Data for the task
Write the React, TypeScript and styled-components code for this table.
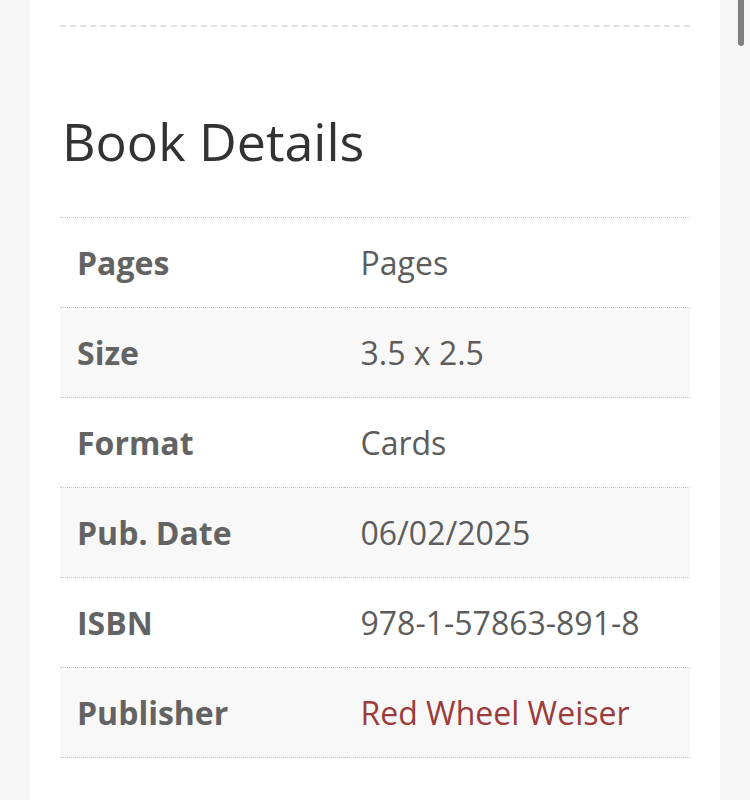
import styled, { createGlobalStyle } from "styled-components";

const GlobalStyle = createGlobalStyle`
  html, body {
    margin: 0;
    padding: 0;
    background: #f5f5f5;
    font-family: "Open Sans", "Liberation Sans", sans-serif;
    overflow: hidden;
  }
`;

const Page = styled.div`
  height: 800px;
  padding: 0 30px;
  box-sizing: border-box;
`;

const Card = styled.div`
  background: #ffffff;
  height: 100%;
  padding: 25px 30px 0;
  box-sizing: border-box;
`;

const Divider = styled.div`
  border-top: 2px dashed #e2e2e2;
`;

const Title = styled.h2`
  margin: 80px 0 43px 2px;
  font-size: 52px;
  line-height: 67px;
  font-weight: 400;
  color: #333333;
`;

const Table = styled.table`
  width: 100%;
  border-collapse: collapse;
  border-top: 1px dotted #c8c8c8;
`;

const Row = styled.tr<{ $shaded: boolean }>`
  background: ${(p) => (p.$shaded ? "#f8f8f8" : "#ffffff")};
  border-bottom: 1px dotted #c8c8c8;
`;

const Label = styled.th`
  width: 45%;
  text-align: left;
  padding: 22px 17px;
  font-size: 32px;
  line-height: 45px;
  font-weight: 700;
  color: #636363;
`;

const Value = styled.td`
  padding: 22px 17px;
  font-size: 32px;
  line-height: 45px;
  color: #5c5c5c;
`;

const PublisherLink = styled.a`
  color: #9c3b3b;
  text-decoration: none;
`;

const Scrollbar = styled.div`
  position: fixed;
  top: 0;
  right: 6px;
  width: 6px;
  height: 46px;
  border-radius: 0 0 3px 3px;
  background: #808080;
`;

const details: { label: string; value: string; link?: boolean }[] = [
  { label: "Pages", value: "Pages" },
  { label: "Size", value: "3.5 x 2.5" },
  { label: "Format", value: "Cards" },
  { label: "Pub. Date", value: "06/02/2025" },
  { label: "ISBN", value: "978-1-57863-891-8" },
  { label: "Publisher", value: "Red Wheel Weiser", link: true },
];

export default function App() {
  return (
    <>
      <GlobalStyle />
      <Page>
        <Card>
          <Divider />
          <Title>Book Details</Title>
          <Table>
            <tbody>
              {details.map((d, i) => (
                <Row key={d.label} $shaded={i % 2 === 1}>
                  <Label>{d.label}</Label>
                  <Value>
                    {d.link ? (
                      <PublisherLink href="#">{d.value}</PublisherLink>
                    ) : (
                      d.value
                    )}
                  </Value>
                </Row>
              ))}
            </tbody>
          </Table>
        </Card>
      </Page>
      <Scrollbar />
    </>
  );
}
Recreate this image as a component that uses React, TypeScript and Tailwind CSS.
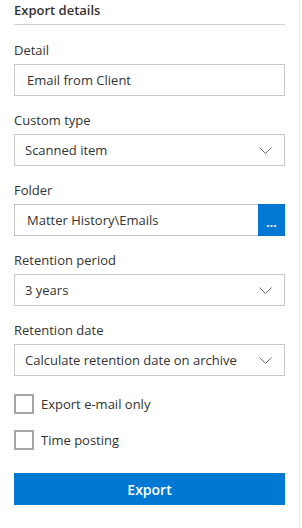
import React from "react";

function Chevron() {
  return (
    <svg width="13" height="7" viewBox="0 0 13 7" fill="none" className="shrink-0">
      <path d="M0.5 0.5 L6.5 6.5 L12.5 0.5" stroke="#6b6b6b" strokeWidth="1" />
    </svg>
  );
}

function Field({ label, children }: { label: string; children: React.ReactNode }) {
  return (
    <div className="flex flex-col gap-[4px]">
      <label className="h-[20px] leading-[20px] text-[#333]">{label}</label>
      {children}
    </div>
  );
}

function Select({ value }: { value: string }) {
  return (
    <div className="h-[32px] border border-[#c8c8c8] flex items-start pl-[10px] pr-[12px] overflow-hidden">
      <span className="flex-1 leading-[20px] pt-[5px] text-[#333] pr-[6px]">{value}</span>
      <span className="h-[30px] flex items-center">
        <Chevron />
      </span>
    </div>
  );
}

function Check({ label }: { label: string }) {
  return (
    <div className="flex items-center gap-[7px] h-[20px]">
      <span className="w-[20px] h-[20px] border-2 border-[#a6a6a6] bg-white" />
      <span className="text-[#333] leading-[20px]">{label}</span>
    </div>
  );
}

export default function App() {
  return (
    <div
      className="w-[300px] h-[528px] bg-white border-r border-[#ececec] text-[13px]"
      style={{ fontFamily: '"Open Sans", "Noto Sans", sans-serif' }}
    >
      <div className="px-[14px]">
        <div className="h-[25px] border-b border-[#d0d0d0] pb-[3px] flex items-center font-semibold text-[#333]">
          Export details
        </div>

        <div className="flex flex-col gap-[14px] mt-[15px]">
          <Field label="Detail">
            <div className="h-[32px] border border-[#c8c8c8] pl-[12px] leading-[30px] text-[#333]">
              Email from Client
            </div>
          </Field>

          <Field label="Custom type">
            <Select value="Scanned item" />
          </Field>

          <Field label="Folder">
            <div className="h-[32px] flex">
              <div className="flex-1 border border-[#c8c8c8] border-r-0 pl-[12px] leading-[30px] text-[#333]">
                Matter History\Emails
              </div>
              <button className="w-[27px] h-[32px] bg-[#0078d4] text-white text-[12px] font-bold leading-none flex items-center justify-center pt-[6px]">
                ...
              </button>
            </div>
          </Field>

          <Field label="Retention period">
            <Select value="3 years" />
          </Field>

          <Field label="Retention date">
            <Select value="Calculate retention date on archive time" />
          </Field>
        </div>

        <div className="flex flex-col gap-[16px] mt-[18px]">
          <Check label="Export e-mail only" />
          <Check label="Time posting" />
        </div>

        <button className="mt-[23px] w-full h-[32px] bg-[#0078d4] text-white font-semibold text-[14px]">
          Export
        </button>
      </div>
    </div>
  );
}
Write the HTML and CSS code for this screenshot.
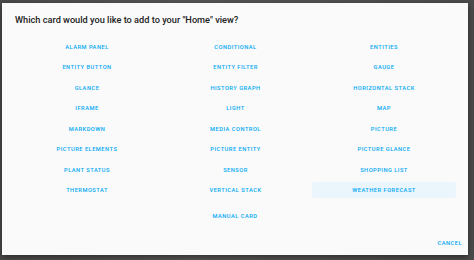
FILE: index.html
```html
<!DOCTYPE html>
<html>
<head>
<meta charset="utf-8">
<link rel="stylesheet" href="styles.css">
</head>
<body>
<div class="backdrop">
  <div class="dialog">
    <h2 class="title">Which card would you like to add to your "Home" view?</h2>
    <div class="grid">
      <button class="btn">Alarm panel</button>
      <button class="btn">Conditional</button>
      <button class="btn">Entities</button>
      <button class="btn">Entity button</button>
      <button class="btn">Entity filter</button>
      <button class="btn">Gauge</button>
      <button class="btn">Glance</button>
      <button class="btn">History graph</button>
      <button class="btn">Horizontal stack</button>
      <button class="btn">iFrame</button>
      <button class="btn">Light</button>
      <button class="btn">Map</button>
      <button class="btn">Markdown</button>
      <button class="btn">Media control</button>
      <button class="btn">Picture</button>
      <button class="btn">Picture elements</button>
      <button class="btn">Picture entity</button>
      <button class="btn">Picture glance</button>
      <button class="btn">Plant status</button>
      <button class="btn">Sensor</button>
      <button class="btn">Shopping list</button>
      <button class="btn">Thermostat</button>
      <button class="btn">Vertical stack</button>
      <button class="btn btn-hover">Weather forecast</button>
    </div>
    <div class="manual">
      <button class="btn">Manual card</button>
    </div>
    <div class="actions">
      <button class="btn btn-cancel">Cancel</button>
    </div>
  </div>
</div>
</body>
</html>
```

FILE: styles.css
```css
html, body {
  margin: 0;
  padding: 0;
}
body {
  width: 474px;
  height: 260px;
  overflow: hidden;
  background: #4f4f4f;
  font-family: Roboto, "Noto Sans", sans-serif;
}
.backdrop {
  width: 474px;
  height: 260px;
  padding: 3px 0 0 2px;
  box-sizing: border-box;
  background: linear-gradient(90deg, #4a4a4a 0%, #555 40%, #4b4b4b 100%);
}
.dialog {
  width: 466px;
  height: 252px;
  background: #fafafa;
  box-shadow: 0 2px 6px rgba(0, 0, 0, 0.45);
  display: flex;
  flex-direction: column;
  box-sizing: border-box;
}
.title {
  margin: 0;
  padding: 11px 13px 0;
  font-size: 9.2px;
  line-height: 12px;
  font-weight: 500;
  color: #212121;
}
.grid {
  margin-top: 12.7px;
  padding-left: 13px;
  display: grid;
  grid-template-columns: repeat(3, 144px);
  column-gap: 4.5px;
  row-gap: 4.5px;
}
.btn {
  height: 16px;
  border: 0;
  margin: 0;
  padding: 0 4px;
  background: transparent;
  color: #03a9f4;
  font-family: Roboto, "Noto Sans", sans-serif;
  font-size: 5.7px;
  font-weight: 500;
  letter-spacing: 0.5px;
  text-transform: uppercase;
  border-radius: 2px;
  cursor: pointer;
}
.btn-hover {
  background: #eaf5fc;
}
.manual {
  margin-top: 9.5px;
  display: flex;
  justify-content: center;
}
.actions {
  margin-top: auto;
  padding: 0 2px 4.3px 0;
  display: flex;
  justify-content: flex-end;
}
.btn-cancel {
  padding: 0 4px;
}
```
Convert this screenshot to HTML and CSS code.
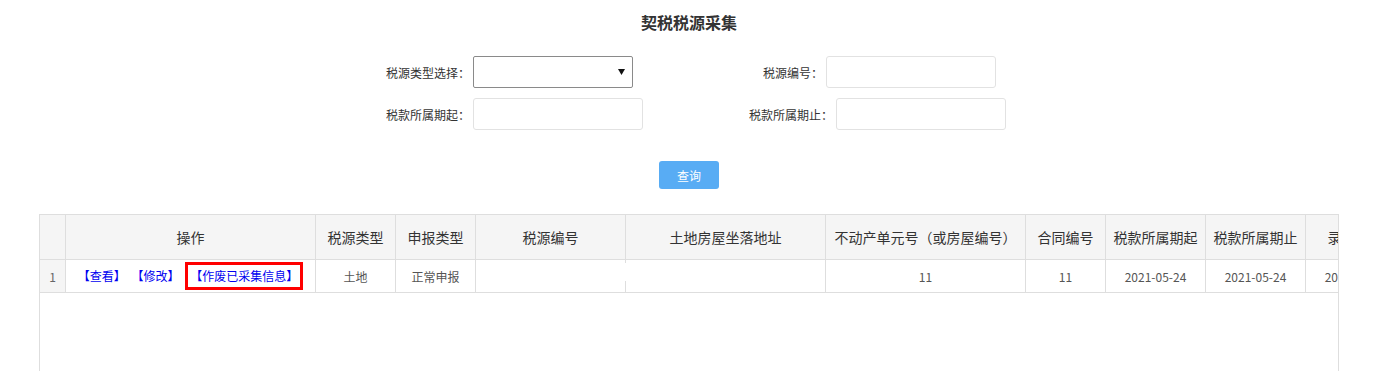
FILE: index.html
```html
<!DOCTYPE html>
<html lang="zh-CN">
<head>
  <meta charset="UTF-8" />
  <title>契税税源采集</title>
  <link rel="stylesheet" href="styles.css">
</head>
<body>
  <div class="page">
    <h1 class="page-title">契税税源采集</h1>

    <form class="search-form">
      <div class="form-row">
        <label class="form-label">税源类型选择：</label>
        <div class="select-box">
          <select class="form-select"></select>
          <svg class="select-arrow" width="7" height="6" viewBox="0 0 7 6"><path d="M0 0H7L3.5 6Z" fill="#111"/></svg>
        </div>
        <label class="form-label">税源编号：</label>
        <input class="form-input" type="text">
      </div>
      <div class="form-row">
        <label class="form-label">税款所属期起：</label>
        <input class="form-input" type="text">
        <label class="form-label">税款所属期止：</label>
        <input class="form-input" type="text">
      </div>
    </form>

    <div class="form-actions">
      <button class="btn-query" type="button">查询</button>
    </div>

    <div class="grid">
      <table class="grid-table">
        <colgroup>
          <col style="width:26px">
          <col style="width:250px">
          <col style="width:80px">
          <col style="width:80px">
          <col style="width:150px">
          <col style="width:200px">
          <col style="width:200px">
          <col style="width:80px">
          <col style="width:100px">
          <col style="width:100px">
          <col style="width:100px">
        </colgroup>
        <thead>
          <tr>
            <th class="row-no"></th>
            <th>操作</th>
            <th>税源类型</th>
            <th>申报类型</th>
            <th>税源编号</th>
            <th>土地房屋坐落地址</th>
            <th>不动产单元号（或房屋编号）</th>
            <th>合同编号</th>
            <th>税款所属期起</th>
            <th>税款所属期止</th>
            <th>录入日期</th>
          </tr>
        </thead>
        <tbody>
          <tr>
            <td class="row-no">1</td>
            <td class="ops">
              <a href="#" class="op-link">【查看】</a>
              <a href="#" class="op-link">【修改】</a>
              <span class="op-mark"><a href="#" class="op-link">【作废已采集信息】</a></span>
            </td>
            <td>土地</td>
            <td>正常申报</td>
            <td class="cell-broken"></td>
            <td></td>
            <td>11</td>
            <td>11</td>
            <td>2021-05-24</td>
            <td>2021-05-24</td>
            <td>2021-05-24</td>
          </tr>
        </tbody>
      </table>
    </div>
  </div>
</body>
</html>
```

FILE: styles.css
```css
* {
  margin: 0;
  padding: 0;
  box-sizing: border-box;
}

body {
  font-family: "Noto Sans CJK SC", "Noto Sans", sans-serif;
  font-size: 12px;
  color: #333;
  background: #fff;
}

.page {
  padding-right: 4px;
}

.page-title {
  padding-top: 11px;
  font-size: 16px;
  line-height: 22px;
  font-weight: bold;
  text-align: center;
  color: #333;
}

/* search form */
.search-form {
  width: 818px;
  margin: 23px auto 0;
  display: flex;
  flex-direction: column;
  gap: 10px;
}

.form-row {
  display: flex;
  align-items: center;
  height: 32px;
}

.form-label {
  width: 190px;
  margin-right: 3px;
  text-align: right;
  font-size: 12px;
  color: #333;
}

.form-input {
  width: 170px;
  height: 32px;
  border: 1px solid #e2e2e2;
  border-radius: 3px;
  outline: none;
}

.select-box {
  position: relative;
  width: 160px;
  height: 32px;
}

.form-select {
  appearance: none;
  width: 100%;
  height: 100%;
  border: 1px solid #8a8a8a;
  border-radius: 2px;
  background: #fff;
}

.select-arrow {
  position: absolute;
  right: 8px;
  top: 13px;
}

.form-actions {
  margin-top: 31px;
  text-align: center;
}

.btn-query {
  width: 60px;
  height: 28px;
  border: none;
  border-radius: 3px;
  background: #58acf4;
  color: #fff;
  font-family: inherit;
  font-size: 12px;
}

/* data grid */
.grid {
  margin: 25px 0 0 39px;
  width: 1300px;
  height: 300px;
  border: 1px solid #dedede;
  border-bottom: none;
  overflow: hidden;
}

.grid-table {
  width: 1366px;
  table-layout: fixed;
  border-collapse: separate;
  border-spacing: 0;
}

.grid-table th,
.grid-table td {
  border-right: 1px solid #dedede;
  border-bottom: 1px solid #dedede;
  text-align: center;
  white-space: nowrap;
  overflow: hidden;
}

.grid-table th {
  height: 45px;
  background: #f5f5f5;
  font-size: 14px;
  font-weight: normal;
  color: #333;
}

.grid-table td {
  height: 33px;
  font-size: 12px;
  color: #555;
}

.grid-table .row-no {
  background: #f5f5f5;
  color: #666;
}

.grid-table .cell-broken {
  border-right-color: transparent;
  background-origin: border-box;
  background-image: linear-gradient(#dedede, #dedede), linear-gradient(#dedede, #dedede);
  background-size: 1px 3px, 1px 12px;
  background-position: right top, right bottom;
  background-repeat: no-repeat;
}

.ops {
  word-spacing: 3px;
}

.op-link {
  color: #0000f0;
  text-decoration: none;
  word-spacing: 0;
}

.op-mark {
  display: inline-block;
  padding: 2px 2px;
  border: 3px solid #f00;
  line-height: 18px;
}
```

What to do
Pick out the lines that contain "screenshot" and copy them.

Expected answer
Write the HTML and CSS code for this screenshot.
Convert this screenshot to HTML and CSS code.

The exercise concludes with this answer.